Drei Münder sind jetzt sperrangelweit geöffnet, und drei Paar Augen sehen mich entsetzt an.
«Das hingegen war nicht besonders klug von dir, Lucy», erklärt Autumn wieder ganz ernsthaft. «Um nicht zu sagen, vollkommen bescheuert.»
«Ich weiß.» Ich lege den Kopf in die Hände. «Ich war einsam. Ich war verletzlich. Ich war betrunken.» Sie starren mich noch immer erschüttert an. «Es war
unglaublich
bescheuert», füge ich hinzu, bevor eine von ihnen es sagt. Keine meiner Freundinnen widerspricht. Aber sie waren nicht da und wissen nicht, wie elend ich mich gefühlt habe. «Und das war’s. Eine einzige Nacht. Dann habe ich ihn weggeschickt. Ohne Frühstück.»
«Junge, Junge», bemerkt Chantal. «Du weißt, wie man mit Männern umspringt.»
Wenn man bedenkt, dass sie aus einer Nation kommt, die keinen Sinn für Ironie hat, war das gar nicht schlecht.
Der grässlich juckende Ausschlag von der leidenschaftlichen Nacht unter dem Weihnachtsbaum ist beinahe verschwunden, und damit auch hoffentlich alles, was mich je wieder an Marcus erinnern wird. Energisch unterdrücke ich das Bedürfnis, mich zu kratzen. Ich hatte keine Ahnung, dass ich allergisch gegen Tannennadeln bin – oder ist das vielleicht eher eine Reaktion auf Marcus?
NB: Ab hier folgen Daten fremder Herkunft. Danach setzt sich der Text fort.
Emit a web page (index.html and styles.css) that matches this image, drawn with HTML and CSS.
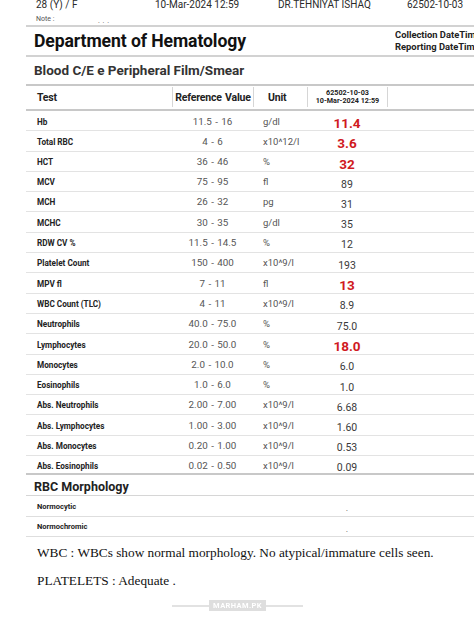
FILE: index.html
```html
<!DOCTYPE html>
<html lang="en">
<head>
    <meta charset="UTF-8">
    <meta name="viewport" content="width=device-width, initial-scale=1.0">
    <title>Department of Hematology - Report</title>
    <link rel="stylesheet" href="styles.css">
</head>
<body>
<div class="page">
    <div class="meta">
        <div class="meta-row">
            <span class="meta-patient">28 (Y) / F</span>
            <span class="meta-date">10-Mar-2024 12:59</span>
            <span class="meta-doctor">DR.TEHNIYAT ISHAQ</span>
            <span class="meta-id">62502-10-03</span>
        </div>
        <div class="note">
            <span class="note-label">Note :</span>
            <span class="note-val">. . .</span>
        </div>
    </div>

    <div class="dept">
        <h1>Department of Hematology</h1>
        <div class="dates">
            <div>Collection DateTime</div>
            <div>Reporting DateTime</div>
        </div>
    </div>

    <h2 class="panel">Blood C/E e Peripheral Film/Smear</h2>

    <div class="results">
        <div class="row head">
            <div class="c-test">Test</div>
            <div class="c-ref">Reference Value</div>
            <div class="c-unit">Unit</div>
            <div class="c-val"><span>62502-10-03</span><span>10-Mar-2024 12:59</span></div>
            <div class="c-rest"></div>
        </div>
        <div id="resultRows"></div>
    </div>

    <h2 class="sub">RBC Morphology</h2>
    <div class="morph">
        <div class="row"><div class="c-test">Normocytic</div><div></div><div></div><div class="c-val dot">.</div><div></div></div>
        <div class="row"><div class="c-test">Normochromic</div><div></div><div></div><div class="c-val dot">.</div><div></div></div>
    </div>

    <div class="remarks">
        <p class="remark">WBC : WBCs show normal morphology. No atypical/immature cells seen.</p>
        <p class="remark">PLATELETS : Adequate .</p>
    </div>

    <div class="watermark">
        <span class="rule"></span>
        <span class="mark">MARHAM.PK</span>
        <span class="rule"></span>
    </div>
</div>

<script>
    // name, reference, unit, result, flagged
    const results = [
        ["Hb", "11.5 - 16", "g/dl", "11.4", true],
        ["Total RBC", "4 - 6", "x10^12/l", "3.6", true],
        ["HCT", "36 - 46", "%", "32", true],
        ["MCV", "75 - 95", "fl", "89", false],
        ["MCH", "26 - 32", "pg", "31", false],
        ["MCHC", "30 - 35", "g/dl", "35", false],
        ["RDW CV %", "11.5 - 14.5", "%", "12", false],
        ["Platelet Count", "150 - 400", "x10^9/l", "193", false],
        ["MPV fl", "7 - 11", "fl", "13", true],
        ["WBC Count (TLC)", "4 - 11", "x10^9/l", "8.9", false],
        ["Neutrophils", "40.0 - 75.0", "%", "75.0", false],
        ["Lymphocytes", "20.0 - 50.0", "%", "18.0", true],
        ["Monocytes", "2.0 - 10.0", "%", "6.0", false],
        ["Eosinophils", "1.0 - 6.0", "%", "1.0", false],
        ["Abs. Neutrophils", "2.00 - 7.00", "x10^9/l", "6.68", false],
        ["Abs. Lymphocytes", "1.00 - 3.00", "x10^9/l", "1.60", false],
        ["Abs. Monocytes", "0.20 - 1.00", "x10^9/l", "0.53", false],
        ["Abs. Eosinophils", "0.02 - 0.50", "x10^9/l", "0.09", false]
    ];

    const rows = document.getElementById("resultRows");
    rows.innerHTML = results.map(r => `
        <div class="row">
            <div class="c-test">${r[0]}</div>
            <div class="c-ref">${r[1]}</div>
            <div class="c-unit">${r[2]}</div>
            <div class="c-val${r[4] ? " high" : ""}">${r[3]}</div>
            <div class="c-rest"></div>
        </div>`).join("");
</script>
</body>
</html>
```

FILE: styles.css
```css
html, body {
    margin: 0;
    background: #fff;
    overflow: hidden;
}
body {
    font-family: Roboto, "Liberation Sans", sans-serif;
    color: #222;
}
.page {
    padding-left: 26px;
    width: 448px;
}

/* patient strip */
.meta {
    height: 26px;
    border-bottom: 2px solid #d2d2d2;
}
.meta-row {
    display: flex;
    margin-top: -1px;
    padding-left: 10px;
    font-size: 10px;
    line-height: 12px;
    color: #2a2a2a;
    white-space: nowrap;
}
.meta-patient { width: 119px; }
.meta-date { width: 123px; }
.meta-doctor { width: 129px; }
.note {
    display: flex;
    padding-left: 10px;
    margin-top: 4px;
    font-size: 7px;
    line-height: 9px;
    color: #555;
}
.note-label { width: 62px; }
.note-val { padding-top: 2px; letter-spacing: 0.5px; }

/* department heading */
.dept {
    display: flex;
    align-items: center;
    height: 28px;
    border-bottom: 2px solid #d2d2d2;
}
.dept h1 {
    flex: 0 0 369px;
    margin: 0;
    padding-left: 8px;
    box-sizing: border-box;
    font-size: 17.6px;
    font-weight: 700;
    color: #111;
    letter-spacing: -0.1px;
}
.dates {
    flex: 1;
    overflow: hidden;
    white-space: nowrap;
    font-size: 9.4px;
    font-weight: 700;
    line-height: 12px;
    color: #222;
}

.panel {
    margin: 0;
    height: 27px;
    line-height: 27px;
    padding-left: 8px;
    font-size: 13.5px;
    font-weight: 700;
    color: #333;
}

/* results grid */
.results {
    border-top: 2px solid #c8c8c8;
    border-bottom: 2px solid #c8c8c8;
}
.row {
    display: grid;
    grid-template-columns: 146px 81px 54px 80px 1fr;
    height: 20.3px;
    box-sizing: border-box;
    border-bottom: 1px solid #e3e3e3;
}
.row > div {
    display: flex;
    align-items: center;
    white-space: nowrap;
}
#resultRows .row:last-child {
    height: 17px;
    border-bottom: none;
}
.row.head {
    height: 25px;
    border-bottom: 2px solid #c8c8c8;
}
.row.head > div {
    font-size: 10.5px;
    font-weight: 700;
    color: #222;
    letter-spacing: -0.2px;
    margin: 1px 0 2px;
}
.row.head > div + div {
    border-left: 1px solid #d6d6d6;
}
.row.head .c-test { padding-left: 11px; }
.row.head .c-ref { justify-content: center; }
.row.head .c-unit { padding-left: 14px; }
.row.head .c-val {
    flex-direction: column;
    justify-content: center;
    padding: 0;
    font-size: 7.2px;
    line-height: 8px;
    letter-spacing: 0;
}

.c-test {
    padding-left: 11px;
    padding-top: 1px;
    font-size: 8.2px;
    font-weight: 700;
    color: #232323;
}
.c-ref {
    justify-content: center;
    font-size: 9.8px;
    color: #555;
    word-spacing: 1px;
}
.c-unit {
    padding-left: 10px;
    font-size: 9.5px;
    color: #555;
}
.c-val {
    justify-content: center;
    padding-top: 5px;
    font-size: 10.5px;
    color: #3a3a3a;
}
.c-val.high {
    padding-top: 4px;
    font-size: 13.5px;
    font-weight: 700;
    color: #d01a1f;
}

/* morphology */
.sub {
    margin: 0;
    height: 21px;
    padding-top: 2px;
    box-sizing: border-box;
    line-height: 19px;
    padding-left: 8px;
    font-size: 12.5px;
    font-weight: 700;
    color: #222;
    border-bottom: 1px solid #d6d6d6;
}
.morph .row {
    height: 20.5px;
    border-bottom: 1px solid #dedede;
}
.morph .c-test {
    font-size: 7.5px;
}
.morph .dot {
    font-size: 9px;
    color: #555;
}

.remarks {
    padding-top: 2px;
}
.remark {
    margin: 0;
    padding-left: 11px;
    font-family: "Liberation Serif", "Times New Roman", serif;
    font-size: 13.3px;
    line-height: 28px;
    color: #111;
}

.watermark {
    display: flex;
    align-items: center;
    width: 131px;
    margin: 5px 0 0 146px;
}
.rule {
    flex: 1;
    height: 2px;
    background: #e2e2e2;
}
.mark {
    padding: 1px 4px;
    background: #dedede;
    color: #fff;
    font-size: 7.5px;
    font-weight: 700;
    letter-spacing: 0.4px;
    filter: blur(0.5px);
}
```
«Und von Mr. Sexy hast du also immer noch nichts gehört?», fragt Autumn.
«Nein.» Wie kann ich ihnen erzählen, dass er mich in den letzten Tagen mehrmals angerufen hat, ich aber mein Telefon standhaft ignoriere und meinen Computer nicht anschalte? Nie wieder will ich das verdammte Ding auch nur anrühren.
«Und warum war Clive in der Suppenküche?», fragt Nadia.
Ich senke die Stimme. «Er und Tristan haben ebenfalls Beziehungsprobleme. Was genau es ist, weiß ich nicht.» Das klingt souveräner als: Sosehr ich Clive auch gelöchert habe, er wollte nicht mit der schmutzigen Wäsche herausrücken.
«Schwule haben aufgrund ihrer sexuellen Unersättlichkeit oft Probleme mit Langzeitbeziehungen», meldet Autumn sich zu Wort, als wäre sie Expertin im Bereich der homosexuellen Beziehungsdynamik.
«Jesus», jammert Chantal. «Warum bin ich nicht als Schwuler zur Welt gekommen. Ich hatte so lange keinen Sex, dass ich bald nicht mehr in meine Hosen passe.» Sie zupft an ihrem Hosenbund, und auch wenn das ein Scherz war, sieht es so aus, als hätte Chantal um ihre unglaublich schmale Taille herum tatsächlich ein kleines bisschen zugenommen. Wenigstens bin ich nicht die Einzige, die sich über die Feiertage hat gehen lassen. Deprimiert will ich nach einem weiteren Brownie greifen, beschließe dann aber, etwas für meine Figur zu tun, und nehme stattdessen Mango mit Schokolade. Mango ist so gut wie kalorienfrei, oder? Außerdem denke ich jetzt nur noch furchtbar schlanke Gedanken, jawohl.
«Ich glaube, das liegt an den tollen orientalischen Gerichten, mit denen Nadia mich immer bekocht», fährt Chantal fort. «Und wegen Lewis muss der Kühlschrank schließlichimmer bis oben hin mit Schokolade gefüllt sein. Na ja,
auch
wegen Lewis.»
«Wir sollten das neue Jahr mit dem Vorsatz beginnen, von nun an gesünder zu leben und besser auf uns Acht zu geben», sage ich frömmlerisch. «Ich habe keine Beziehung. Kein Geld. Und keinen Platz in meinen Klamotten. Dieses Jahr kann eigentlich nur noch besser werden.»